The Defense Advanced Research Projects Agency (DARPA) has awarded contracts to four companies to design a vertical take-off and landing (VTOL) aircraft that is much faster than a helicopter but retains excellent hover capability.
“The proposals we’ve chosen aim to create new technologies and incorporate existing ones that VTOL designs so far have not succeeded in developing,” said Ashish Bagai, DARPA’s VTOL Experimental Plane program manager in statement released on Tuesday.
“We’re eager to see if the performers can integrate their ideas into designs that could potentially achieve the performance goals we’ve set.”
Boeing, Aurora Flight Sciences, Karem Aircraft and Sikorsky were all awarded separate contracts to complete preliminary designs for their concept aircraft, which they must submit to DARPA late in 2015. DARPA will then review the concepts and pick a design to build as an unmanned technology demonstrator aircraft. The agency’s goal is to perform flight tests with the technology demonstrator sometime between 2017 and 2018.
According to DARPA, the goal is to achieve a sustained top speed of between 300 knots and 400 knots (345 to 460 MPH). By contrast, a normal helicopter has a maximum theoretical speed of about 200 knots resulting from a phenomenon called the dissymmetry of lift.

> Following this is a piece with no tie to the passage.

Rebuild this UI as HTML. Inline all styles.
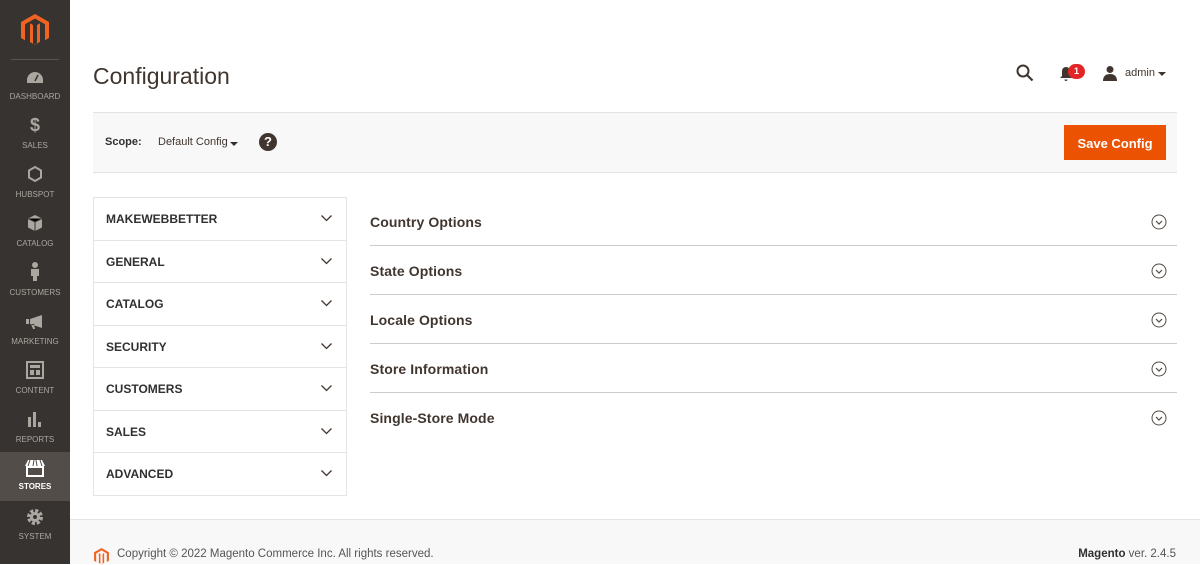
<!DOCTYPE html>
<html><head><meta charset="utf-8"><style>
*{margin:0;padding:0;box-sizing:border-box}
body{width:1200px;height:564px;overflow:hidden;font-family:"Liberation Sans",sans-serif;background:#fff;position:relative;color:#303030}
.sb{position:absolute;left:0;top:0;width:70px;height:564px;background:#373330}
.logo{position:absolute;left:21px;top:14px}
.sep{position:absolute;left:11px;top:59px;width:48px;height:1px;background:#5a5550}
.ni{position:absolute;left:0;width:70px;height:49px;text-align:center;color:#aaa6a0;font-size:8px}
.ni svg{position:absolute;left:26px;top:8px}
.ni span{position:absolute;left:0;right:0;top:30px}
.ni.act{background:#524d49;color:#fff}
.abs{position:absolute}
h1{position:absolute;left:93px;top:63px;font-size:23px;font-weight:normal;color:#41362f}
.bar{position:absolute;left:93px;top:112px;width:1084px;height:61px;background:#f8f8f8;border-top:1px solid #e3e3e3;border-bottom:1px solid #e3e3e3}
.btn{position:absolute;left:1064px;top:125px;width:102px;height:35px;background:#eb5202;color:#fff;font-size:13px;font-weight:bold;text-align:center;line-height:35px;border:1px solid #eb5202}
.lp{position:absolute;left:93px;top:197px;width:254px;height:299px;border:1px solid #e3e3e3}
.li{height:42.57px;border-bottom:1px solid #e3e3e3;font-size:12px;font-weight:bold;padding-left:12px;line-height:42px;position:relative;color:#303030}
.li:last-child{border-bottom:none}
.li svg{position:absolute;right:14px;top:17px}
.rs{position:absolute;left:370px;width:807px;height:49px;border-bottom:1px solid #cccccc;font-size:14px;font-weight:bold;color:#41362f;letter-spacing:.1px}
.rs span{position:absolute;left:0;top:17px}
.rs svg{position:absolute;right:10px;top:17px}
.ft{position:absolute;left:70px;top:519px;width:1130px;height:45px;background:#f8f8f8;border-top:1px solid #e3e3e3;font-size:11.5px;color:#555}
</style></head><body>
<div class="sb">
<svg class="logo" width="28" height="32" viewBox="0 0 28 32"><path d="M14 0L0 8v16l4 2.3V10.3L14 4.5l10 5.8v16L28 24V8z M12 11v19l2 1.2 2-1.2V11l3-1.7v18.4L14 31 9 28V9.3z" fill="#f26322" fill-rule="evenodd"/></svg>
<div class="sep"></div>
<div class="ni" style="top:62px"><svg width="18" height="16" viewBox="0 0 18 16"><path d="M9 2a8 8 0 0 0-8 8v3h16v-3a8 8 0 0 0-8-8z" fill="#aaa6a0"/><path d="M9 11L12 5" stroke="#373330" stroke-width="1.5"/></svg><span>DASHBOARD</span></div>
<div class="ni" style="top:111px"><svg width="18" height="20" viewBox="0 0 18 20" style="top:4px"><text x="9" y="16" font-size="18" font-weight="bold" text-anchor="middle" fill="#aaa6a0" font-family="Liberation Sans">$</text></svg><span>SALES</span></div>
<div class="ni" style="top:160px"><svg width="18" height="18" viewBox="0 0 18 18" style="top:5px"><path d="M9 2l6 3.5v7L9 16l-6-3.5v-7z" fill="none" stroke="#aaa6a0" stroke-width="2"/></svg><span>HUBSPOT</span></div>
<div class="ni" style="top:209px"><svg width="18" height="18" viewBox="0 0 18 18" style="top:5px"><path d="M9 1l7 3.5v9L9 17l-7-3.5v-9z" fill="#aaa6a0"/><path d="M2 4.5l7 3.5 7-3.5M9 8v9" stroke="#373330"/></svg><span>CATALOG</span></div>
<div class="ni" style="top:258px"><svg width="18" height="20" viewBox="0 0 18 20" style="top:3px"><circle cx="9" cy="4" r="3" fill="#aaa6a0"/><path d="M5 8h8v7h-2v5H7v-5H5z" fill="#aaa6a0"/></svg><span>CUSTOMERS</span></div>
<div class="ni" style="top:307px"><svg width="20" height="16" viewBox="0 0 20 16" style="left:25px;top:7px"><path d="M1 5h3v5H1zM5 5l12-4v13L5 10z M6 10l2 5h2l-1-5z" fill="#aaa6a0"/></svg><span>MARKETING</span></div>
<div class="ni" style="top:356px"><svg width="18" height="18" viewBox="0 0 18 18" style="top:5px"><rect x="1" y="1" width="16" height="16" fill="none" stroke="#aaa6a0" stroke-width="2"/><rect x="4" y="4" width="10" height="3" fill="#aaa6a0"/><rect x="4" y="9" width="4" height="5" fill="#aaa6a0"/><rect x="10" y="9" width="4" height="5" fill="#aaa6a0"/></svg><span>CONTENT</span></div>
<div class="ni" style="top:405px"><svg width="18" height="18" viewBox="0 0 18 18" style="top:5px"><rect x="2" y="7" width="3" height="10" fill="#aaa6a0"/><rect x="7" y="2" width="3" height="15" fill="#aaa6a0"/><rect x="12" y="12" width="3" height="5" fill="#aaa6a0"/></svg><span>REPORTS</span></div>
<div class="ni act" style="top:452px"><svg width="20" height="18" viewBox="0 0 20 18" style="left:25px;top:7px"><path d="M3 1h14l3 6H0z" fill="#fff"/><path d="M2 8h16v9H2z" fill="none" stroke="#fff" stroke-width="2"/><path d="M5 1l-2 6M9 1l-1 6M11 1l1 6M15 1l2 6" stroke="#524d49"/></svg><span style="font-weight:bold">STORES</span></div>
<div class="ni" style="top:502px"><svg width="18" height="18" viewBox="0 0 18 18" style="top:6px"><circle cx="9" cy="9" r="6" fill="none" stroke="#aaa6a0" stroke-width="4" stroke-dasharray="3 1.7"/><circle cx="9" cy="9" r="5" fill="#aaa6a0"/><circle cx="9" cy="9" r="2" fill="#373330"/></svg><span>SYSTEM</span></div>
</div>
<h1>Configuration</h1>
<svg class="abs" style="left:1016px;top:64px" width="18" height="18" viewBox="0 0 18 18"><circle cx="7" cy="7" r="5.5" fill="none" stroke="#41362f" stroke-width="2"/><path d="M11 11l5.5 5.5" stroke="#41362f" stroke-width="2.2"/></svg>
<svg class="abs" style="left:1059px;top:66px" width="16" height="16" viewBox="0 0 16 16"><path d="M7 1a4 4 0 0 0-4 4v5l-2 2h12l-2-2V5a4 4 0 0 0-4-4zM5.5 13.5a1.5 1.5 0 0 0 3 0z" fill="#41362f"/></svg>
<div class="abs" style="left:1068px;top:64px;width:17px;height:15px;border-radius:8px;background:#e22626;color:#fff;font-size:9px;font-weight:bold;text-align:center;line-height:15px">1</div>
<svg class="abs" style="left:1102px;top:65px" width="16" height="16" viewBox="0 0 16 16"><circle cx="8" cy="4.5" r="3.5" fill="#41362f"/><path d="M1 16c0-5 3-7 7-7s7 2 7 7z" fill="#41362f"/></svg>
<div class="abs" style="left:1125px;top:67px;font-size:11px;color:#41362f">admin</div>
<div class="abs" style="left:1158px;top:72px;border:4px solid transparent;border-top:4px solid #41362f;border-bottom:none;width:0;height:0"></div>
<div class="bar"></div>
<div class="abs" style="left:105px;top:136px;font-size:11px;font-weight:bold">Scope:</div>
<div class="abs" style="left:158px;top:136px;font-size:11px;color:#41362f">Default Config</div>
<div class="abs" style="left:230px;top:142px;border:4px solid transparent;border-top:4px solid #303030;border-bottom:none;width:0;height:0"></div>
<div class="abs" style="left:259px;top:133px;width:18px;height:18px;border-radius:50%;background:#41362f;color:#fff;font-size:13px;font-weight:bold;text-align:center;line-height:18px">?</div>
<div class="btn">Save Config</div>
<div class="lp">
<div class="li">MAKEWEBBETTER<svg width="11" height="7" viewBox="0 0 11 7"><path d="M.5.5l5 5 5-5" fill="none" stroke="#41362f" stroke-width="1.3"/></svg></div>
<div class="li">GENERAL<svg width="11" height="7" viewBox="0 0 11 7"><path d="M.5.5l5 5 5-5" fill="none" stroke="#41362f" stroke-width="1.3"/></svg></div>
<div class="li">CATALOG<svg width="11" height="7" viewBox="0 0 11 7"><path d="M.5.5l5 5 5-5" fill="none" stroke="#41362f" stroke-width="1.3"/></svg></div>
<div class="li">SECURITY<svg width="11" height="7" viewBox="0 0 11 7"><path d="M.5.5l5 5 5-5" fill="none" stroke="#41362f" stroke-width="1.3"/></svg></div>
<div class="li">CUSTOMERS<svg width="11" height="7" viewBox="0 0 11 7"><path d="M.5.5l5 5 5-5" fill="none" stroke="#41362f" stroke-width="1.3"/></svg></div>
<div class="li">SALES<svg width="11" height="7" viewBox="0 0 11 7"><path d="M.5.5l5 5 5-5" fill="none" stroke="#41362f" stroke-width="1.3"/></svg></div>
<div class="li">ADVANCED<svg width="11" height="7" viewBox="0 0 11 7"><path d="M.5.5l5 5 5-5" fill="none" stroke="#41362f" stroke-width="1.3"/></svg></div>
</div>
<div class="rs" style="top:197px"><span>Country Options</span><svg width="16" height="16" viewBox="0 0 16 16"><circle cx="8" cy="8" r="7" fill="none" stroke="#514943" stroke-width="1"/><path d="M5 7l3 3 3-3" fill="none" stroke="#514943" stroke-width="1.2"/></svg></div>
<div class="rs" style="top:246px"><span>State Options</span><svg width="16" height="16" viewBox="0 0 16 16"><circle cx="8" cy="8" r="7" fill="none" stroke="#514943" stroke-width="1"/><path d="M5 7l3 3 3-3" fill="none" stroke="#514943" stroke-width="1.2"/></svg></div>
<div class="rs" style="top:295px"><span>Locale Options</span><svg width="16" height="16" viewBox="0 0 16 16"><circle cx="8" cy="8" r="7" fill="none" stroke="#514943" stroke-width="1"/><path d="M5 7l3 3 3-3" fill="none" stroke="#514943" stroke-width="1.2"/></svg></div>
<div class="rs" style="top:344px"><span>Store Information</span><svg width="16" height="16" viewBox="0 0 16 16"><circle cx="8" cy="8" r="7" fill="none" stroke="#514943" stroke-width="1"/><path d="M5 7l3 3 3-3" fill="none" stroke="#514943" stroke-width="1.2"/></svg></div>
<div class="rs" style="top:393px;border-bottom:none"><span>Single-Store Mode</span><svg width="16" height="16" viewBox="0 0 16 16"><circle cx="8" cy="8" r="7" fill="none" stroke="#514943" stroke-width="1"/><path d="M5 7l3 3 3-3" fill="none" stroke="#514943" stroke-width="1.2"/></svg></div>
<div class="ft">
<svg class="abs" style="left:24px;top:28px" width="15" height="17" viewBox="0 0 28 32"><path d="M14 0L0 8v16l4 2.3V10.3L14 4.5l10 5.8v16L28 24V8z M12 11v19l2 1.2 2-1.2V11l3-1.7v18.4L14 31 9 28V9.3z" fill="#f26322" fill-rule="evenodd"/></svg>
<div class="abs" style="left:47px;top:28px">Copyright © 2022 Magento Commerce Inc. All rights reserved.</div>
<div class="abs" style="right:24px;top:28px"><b style="color:#303030">Magento</b> ver. 2.4.5</div>
</div>
</body></html>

While designs such as the Bell-Boeing MV-22 Osprey tilt-rotor and Sikorsky X-2 compound helicopter prototype have gotten around the 200-knot limitation, they have not done so without making significant aerodynamic compromises to hovering efficiency or range. Nor has either design attempted to fly as fast as DARPA hopes to—the X-2 reached a maximum speed of 260 knots while the V-22 has a maximum speed of 275 knots.
DARPA’s goal is to raise aircraft hover efficiency from 60 percent to a minimum of the 75 percent. The agency also hopes its VTOL X-Plane is deliver a more favorable cruise lift-to-drag ratio of at least 10. Current rotorcraft have a lift-to-drag ratio of around five to six.
Further DARPA wants the VTOL X-Plane prototype to have a useful load equivalent to at least 40 percent of its projected gross weight of between 10,000lbs and 12,000lbs.
If the project succeeds, the technology could be applied to both future manned and unmanned VTOL aircraft. For the Navy and Marine Corps, that could mean VTOL aircraft operating from surface combatants like a destroyer, Littoral Combat Ship or amphibious assault ship would have much greater range, payload and speed.